Есть значительная доля иронии в том, что американское руководство, сделавшее польский вопрос ключевым для определения своих отношений с СССР, выступало за «демократизацию» варшавского правительства. Эта «демократизация» должна была произойти путем передачи всей государственной власти в новой Польше эмигрантскому правительству в Лондоне. Псевдодемократический характер этого лондонского правительства был довольно хорошо известен. Весь мир наблюдал за восстановленной в 1918 году Польшей. Даже невзыскательный американский политик не мог квалифицировать режим Пилсудского иначе, как диктатуру, наложившую запрет на основные политические свободы. Охваченный самомнением, режим панской Польши не признавал факта существования в рамках своего государства миллионов украинцев и белорусов. Антисемитизм довоенной правительственной верхушки панской Польши известен, как известно и то, что эта страна с 1934 года пыталась сблизить свою внешнюю политику с курсом гитлеровского рейха. Возвратить таких политиков и их прямых идейных наследников в Варшаву в 1945 г. значило надругаться над жертвами Второй мировой войны.

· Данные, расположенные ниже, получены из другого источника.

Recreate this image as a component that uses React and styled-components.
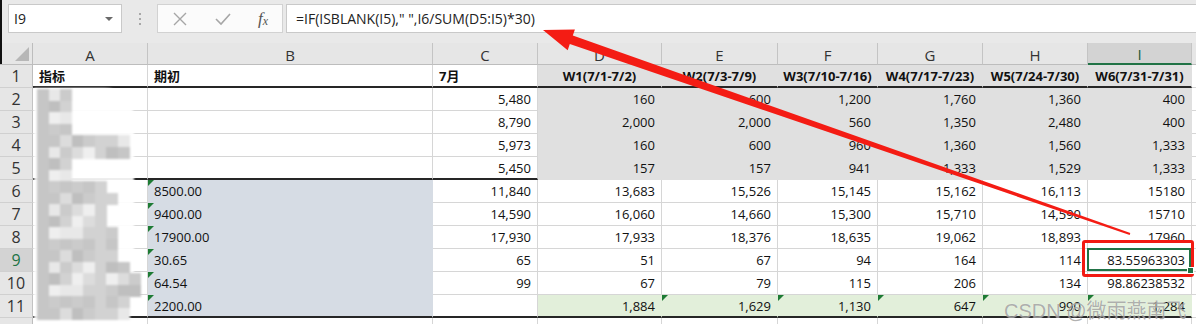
import React from 'react';
import styled, { createGlobalStyle, css } from 'styled-components';

const GlobalStyle = createGlobalStyle`
  html, body {
    margin: 0;
    padding: 0;
    background: #ffffff;
  }
  body {
    font-family: "Open Sans", "Noto Sans CJK SC", sans-serif;
  }
`;

const COLS = [33, 115, 285, 105, 124, 116, 100, 105, 105, 104];
const LETTERS = ['A', 'B', 'C', 'D', 'E', 'F', 'G', 'H', 'I'];
const GRAY = '#e0e0e0';
const BLUE = '#d6dce4';
const GREEN = '#e2efda';

const HEADERS = ['W1(7/1-7/2)', 'W2(7/3-7/9)', 'W3(7/10-7/16)', 'W4(7/17-7/23)', 'W5(7/24-7/30)', 'W6(7/31-7/31)'];

const ROWS = [
    { b: '', c: '5,480', w: ['160', '600', '1,200', '1,760', '1,360', '400'] },
    { b: '', c: '8,790', w: ['2,000', '2,000', '560', '1,350', '2,480', '400'] },
    { b: '', c: '5,973', w: ['160', '600', '960', '1,360', '1,560', '1,333'] },
    { b: '', c: '5,450', w: ['157', '157', '941', '1,333', '1,529', '1,333'] },
    { b: '8500.00', c: '11,840', w: ['13,683', '15,526', '15,145', '15,162', '16,113', '15180'] },
    { b: '9400.00', c: '14,590', w: ['16,060', '14,660', '15,300', '15,710', '14,590', '15710'] },
    { b: '17900.00', c: '17,930', w: ['17,933', '18,376', '18,635', '19,062', '18,893', '17960'] },
    { b: '30.65', c: '65', w: ['51', '67', '94', '164', '114', '83.55963303'] },
    { b: '64.54', c: '99', w: ['67', '79', '115', '206', '134', '98.86238532'] },
    { b: '2200.00', c: '', w: ['1,884', '1,629', '1,130', '647', '990', '1,284'] },
];

// pixelated blur over column A, one entry per 11.5px band from row 2 down
const BAND_WIDTHS = [3, 3, 3, 3, 8, 8, 3, 3, 6, 7, 6, 6, 7, 7, 7, 8, 9, 9, 8, 8];
const SHADES = ['#c6c6c6', '#d2d2d2', '#dcdcdc', '#e8e8e8', '#bfbfbf', '#efefef', '#cbcbcb'];

const App = () => {
    const blocks = [];
    BAND_WIDTHS.forEach((count, row) => {
        for (let col = 0; col < count; col++) {
            const shade = SHADES[(row * 7 + col * 3 + (row * col) % 5) % SHADES.length];
            blocks.push({ x: 3 + col * 11.5, y: 1 + row * 11.5, shade });
        }
    });

    return (
        <Frame>
            <GlobalStyle />
            <FormulaBar>
                <NameBox>
                    <span>I9</span>
                    <Caret />
                </NameBox>
                <Grip>
                    <i />
                    <i />
                    <i />
                </Grip>
                <FxButtons>
                    <svg width="16" height="16" viewBox="0 0 16 16">
                        <path d="M2 2 L14 14 M14 2 L2 14" stroke="#a6a6a6" strokeWidth="1.4" fill="none" />
                    </svg>
                    <svg width="18" height="16" viewBox="0 0 18 16">
                        <path d="M2 8 L7 13 L16 3" stroke="#a6a6a6" strokeWidth="1.6" fill="none" />
                    </svg>
                    <FxLabel>
                        f<sub>x</sub>
                    </FxLabel>
                </FxButtons>
                <FormulaInput>=IF(ISBLANK(I5)," ",I6/SUM(D5:I5)*30)</FormulaInput>
            </FormulaBar>

            <Sheet>
                <Corner />
                {LETTERS.map((l) => (
                    <ColHead key={l} $active={l === 'I'}>
                        {l}
                    </ColHead>
                ))}
                <ColHead />

                <RowHead>1</RowHead>
                <Cell $bold $thick>指标</Cell>
                <Cell $bold $thick>期初</Cell>
                <Cell $bold $thick>7月</Cell>
                {HEADERS.map((h) => (
                    <Cell key={h} $bold $thick $align="center" $fill={GRAY}>
                        {h}
                    </Cell>
                ))}
                <Cell />

                {ROWS.map((r, i) => {
                    const n = i + 2;
                    const last = n === 11;
                    const wFill = n <= 5 ? GRAY : last ? GREEN : null;
                    return (
                        <React.Fragment key={n}>
                            <RowHead $active={n === 9}>{n}</RowHead>
                            <Cell $thick={n === 5 || last} />
                            <Cell $thick={n === 5 || last} $fill={n >= 6 ? BLUE : null} $flag={n >= 6}>
                                {r.b}
                            </Cell>
                            <Cell $align="right" $thick={n === 5 || last}>
                                {r.c}
                            </Cell>
                            {r.w.map((v, k) => (
                                <Cell
                                    key={k}
                                    $align="right"
                                    $fill={wFill}
                                    $thick={last}
                                    $flag={last && k > 0}
                                    $selected={n === 9 && k === 5}
                                >
                                    {v}
                                </Cell>
                            ))}
                            <Cell />
                        </React.Fragment>
                    );
                })}

                <RowHead />
                {LETTERS.map((l) => (
                    <Cell key={l} />
                ))}
                <Cell />
            </Sheet>

            <Mosaic>
                {blocks.map((b, i) => (
                    <Block key={i} style={{ left: b.x, top: b.y, background: b.shade }} />
                ))}
            </Mosaic>

            <Highlight />

            <Arrow width="1196" height="324" viewBox="0 0 1196 324">
                <polygon
                    points="543,30 574.9,29.5 572.8,35.6 1130.3,233.1 1129.7,234.9 569.8,44.1 567.7,50.2"
                    fill="#f41c14"
                />
            </Arrow>

            <Watermark>CSDN @微雨燕南飞</Watermark>
        </Frame>
    );
};

const Frame = styled.div`
    position: relative;
    width: 1196px;
    height: 324px;
    overflow: hidden;
    background: #ffffff;
`;

const FormulaBar = styled.div`
    height: 43px;
    box-sizing: border-box;
    display: flex;
    align-items: flex-start;
    padding: 4px 0 0 8px;
    background: #e9e9e9;
    border-left: 2px solid #111;
`;

const NameBox = styled.div`
    width: 114px;
    height: 29px;
    box-sizing: border-box;
    margin-left: -2px;
    background: #ffffff;
    border: 1px solid #c9c9c9;
    display: flex;
    align-items: center;
    justify-content: space-between;
    padding: 0 8px 0 5px;
    font-size: 14px;
    color: #222;
`;

const Caret = styled.span`
    width: 0;
    height: 0;
    border-left: 4px solid transparent;
    border-right: 4px solid transparent;
    border-top: 4px solid #6a6a6a;
`;

const Grip = styled.div`
    width: 35px;
    height: 29px;
    display: flex;
    flex-direction: column;
    align-items: center;
    justify-content: center;
    gap: 3px;

    i {
        width: 2px;
        height: 2px;
        background: #a8a8a8;
    }
`;

const FxButtons = styled.div`
    width: 126px;
    height: 29px;
    box-sizing: border-box;
    background: #fbfbfb;
    border: 1px solid #d2d2d2;
    display: flex;
    align-items: center;
    justify-content: space-between;
    padding: 0 14px 0 14px;
`;

const FxLabel = styled.span`
    font-family: "Liberation Serif", serif;
    font-style: italic;
    font-size: 17px;
    color: #555;
    line-height: 1;

    sub {
        font-size: 12px;
        vertical-align: -1px;
    }
`;

const FormulaInput = styled.div`
    flex: 1;
    height: 29px;
    box-sizing: border-box;
    margin-left: 3px;
    background: #ffffff;
    border: 1px solid #c9c9c9;
    border-right: none;
    display: flex;
    align-items: center;
    padding-left: 9px;
    font-size: 14px;
    color: #222;
    white-space: pre;
`;

const Sheet = styled.div`
    display: grid;
    grid-template-columns: ${COLS.map((w) => `${w}px`).join(' ')} 1fr;
    grid-template-rows: 22px repeat(11, 23px) 23px;
    font-size: 13px;
    color: #111;
`;

const headBase = css`
    box-sizing: border-box;
    background: #e6e6e6;
    display: flex;
    align-items: center;
    justify-content: center;
    font-size: 15px;
    color: #333;
`;

const Corner = styled.div`
    ${headBase};
    position: relative;
    border-right: 1px solid #bdbdbd;
    border-bottom: 1px solid #bdbdbd;
    box-shadow: inset 2px 0 0 #111;

    &::after {
        content: '';
        position: absolute;
        right: 3px;
        bottom: 3px;
        width: 0;
        height: 0;
        border-left: 14px solid transparent;
        border-bottom: 14px solid #b7b7b7;
    }
`;

const ColHead = styled.div`
    ${headBase};
    border-right: 1px solid #c4c4c4;
    border-bottom: 1px solid #bdbdbd;
    padding-top: 2px;
    ${(p) =>
        p.$active &&
        css`
            background: #d3d3d3;
            border-bottom: 2px solid #217346;
            color: #1c5a37;
        `}
`;

const RowHead = styled.div`
    ${headBase};
    font-size: 16px;
    border-right: 1px solid #bdbdbd;
    border-bottom: 1px solid #d0d0d0;
    ${(p) =>
        p.$active &&
        css`
            background: #d3d3d3;
            color: #217346;
        `}
`;

const Cell = styled.div`
    position: relative;
    box-sizing: border-box;
    display: flex;
    align-items: center;
    justify-content: ${(p) => (p.$align === 'right' ? 'flex-end' : p.$align === 'center' ? 'center' : 'flex-start')};
    padding: 0 6px;
    white-space: nowrap;
    overflow: visible;
    font-weight: ${(p) => (p.$bold ? 700 : 400)};
    background: ${(p) => p.$fill || '#ffffff'};
    border-right: 1px solid ${(p) => p.$fill || '#d6d6d6'};
    border-bottom: ${(p) => (p.$thick ? '2px solid #262626' : `1px solid ${p.$fill || '#d6d6d6'}`)};

    ${(p) =>
        p.$flag &&
        css`
            &::before {
                content: '';
                position: absolute;
                left: 0;
                top: 0;
                width: 0;
                height: 0;
                border-top: 6px solid #1e7b34;
                border-right: 6px solid transparent;
            }
        `}

    ${(p) =>
        p.$selected &&
        css`
            &::after {
                content: '';
                position: absolute;
                left: -1px;
                top: -1px;
                right: 0;
                bottom: 0;
                border: 2px solid #217346;
            }
            &::before {
                content: '';
                position: absolute;
                right: -3px;
                bottom: -3px;
                width: 5px;
                height: 5px;
                background: #217346;
                border: 1px solid #fff;
                z-index: 2;
            }
        `}
`;

const Mosaic = styled.div`
    position: absolute;
    left: 34px;
    top: 88px;
    width: 100px;
    height: 232px;
    pointer-events: none;
    background: rgba(255, 255, 255, 0.92);
    border-radius: 0 30px 30px 0;
    filter: blur(1.2px);
`;

const Block = styled.div`
    position: absolute;
    width: 12px;
    height: 12px;
`;

const Highlight = styled.div`
    position: absolute;
    left: 1082px;
    top: 240px;
    width: 112px;
    height: 37px;
    box-sizing: border-box;
    border: 3px solid #f21a12;
    border-radius: 3px;
    pointer-events: none;
`;

const Arrow = styled.svg`
    position: absolute;
    left: 0;
    top: 0;
    pointer-events: none;
`;

const Watermark = styled.div`
    position: absolute;
    left: 1004px;
    top: 295px;
    font-family: "Liberation Sans", "Noto Sans CJK SC", sans-serif;
    font-size: 20px;
    color: rgba(110, 110, 110, 0.55);
    text-shadow: 0 0 1px rgba(255, 255, 255, 0.8);
    white-space: nowrap;
    pointer-events: none;
`;

export default App;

Очень важное значение имело мнение Трумэна и Гарримана о том, что Советский Союз уязвим для экономического нажима, что экономические рычаги могут оказаться самыми действенными. Выступая перед руководством госдепартамента, Гарриман красноречиво развивал ту мысль, что «для департамента важно получить контроль над действиями всех агентств и организаций, имеющих дело с Советским Союзом, для того, чтобы в случае необходимости оказать давление».
Ознакомительная версия.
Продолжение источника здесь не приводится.